There are applications such as pattern recognition and edge detection where elimination of low frequency aliases and fast accurate pulse response are more important than spectral purity. In these applications an anti-alias filter can be eliminated to improve bandwidth. An example in two dimensions is the Foveon® sensor used in Sigma cameras. Image sensors integrate the light over the area of each pixel during the exposure time. A standard Bayer digital camera sensor has gaps between pixels in each of the red, green, and blue channels. This is functionally equivalent to standard sampling and gives rise to aliasing effects called moire patterns in images. This requires an anti-aliasing filter for Bayer sensors which reduces sharpness and effective resolution for a given pixel pitch if strong enough to eliminate moire. Moire patterns, most noticeable at high amplitude and low spacial frequencies, are especially problematic when they produce color artifacts. The Foveon® sensor, by contrast, does not have a gap between pixels, does not need a filter to eliminate moire patterns, and has higher resolution for a given pixel pitch.

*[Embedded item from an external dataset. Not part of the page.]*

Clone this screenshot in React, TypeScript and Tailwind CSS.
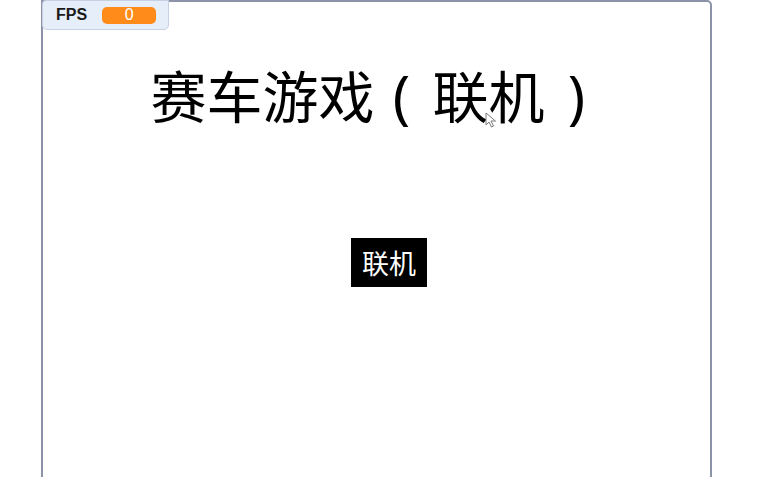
import React from "react";

export default function App() {
  return (
    <div className="relative w-[765px] h-[477px] overflow-hidden bg-white" style={{ fontFamily: '"Noto Sans CJK SC", "Noto Sans", sans-serif' }}>
      <div className="ml-[41px] w-[671px] h-[500px] border-2 border-[#8c93a8] rounded-tr-[5px] flex flex-col">
        <h1 className="pt-[64px] h-[120px] text-center text-[56px] leading-[56px] font-normal text-black whitespace-nowrap">
          赛车游戏
          <span className="inline-block w-[58px] pr-[4px] text-center text-[58px] leading-[56px]" style={{ fontFamily: '"Noto Sans", sans-serif' }}>(</span>
          联机
          <span className="inline-block w-[58px] pl-[6px] text-center text-[58px] leading-[56px]" style={{ fontFamily: '"Noto Sans", sans-serif' }}>)</span>
        </h1>
        <button className="mt-[116px] ml-[308px] w-[76px] h-[49px] bg-black text-white text-[27px] leading-none flex items-center justify-center">联机</button>
      </div>

      <div className="absolute left-[42px] top-0 w-[127px] h-[30px] bg-[#e6eef9] border border-[#c6d1e4] rounded-b-[5px] rounded-tl-[4px] flex items-center pl-[13px]" style={{ fontFamily: '"Liberation Sans", Arial, sans-serif' }}>
        <span className="text-[16px] font-bold text-[#1a1a1a] leading-none">FPS</span>
        <span className="ml-[15px] w-[54px] h-[17px] rounded-[5px] bg-[#ff8c1a] text-white text-[16px] leading-none flex items-center justify-center">0</span>
      </div>

      <svg className="absolute left-[485px] top-[112px]" width="12" height="16" viewBox="0 0 12 16">
        <path d="M1 1 L1 13 L4 10 L6.5 15 L8.5 14 L6 9 L10.5 9 Z" fill="#fff" stroke="#7a7a7a" strokeWidth="1" strokeLinejoin="round" />
      </svg>
    </div>
  );
}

Another inspiration was a project that requiring a variable sampling rate on multiple anti-aliased programmable gain channels. This was for a data acquisition system to detect failure events where pulse bandwidth and fidelity were of primary importance. The anti-alias tracking filters, programmable gain preamps, and associated control hardware required most of the board space.
Integrating sampler gain is inversely proportional to the sampling frequency. As the frequency is varied a tracking reference maintains the relationship between the signal and reference measurements. This supports direct measurement of large, fast signals at low gain with high sampling rates and measurement of low level, slow signals at high gain and low noise with low sampling rates. Depending upon requirements, this could permit the elimination of programmable filters and programmable gain preamplifiers.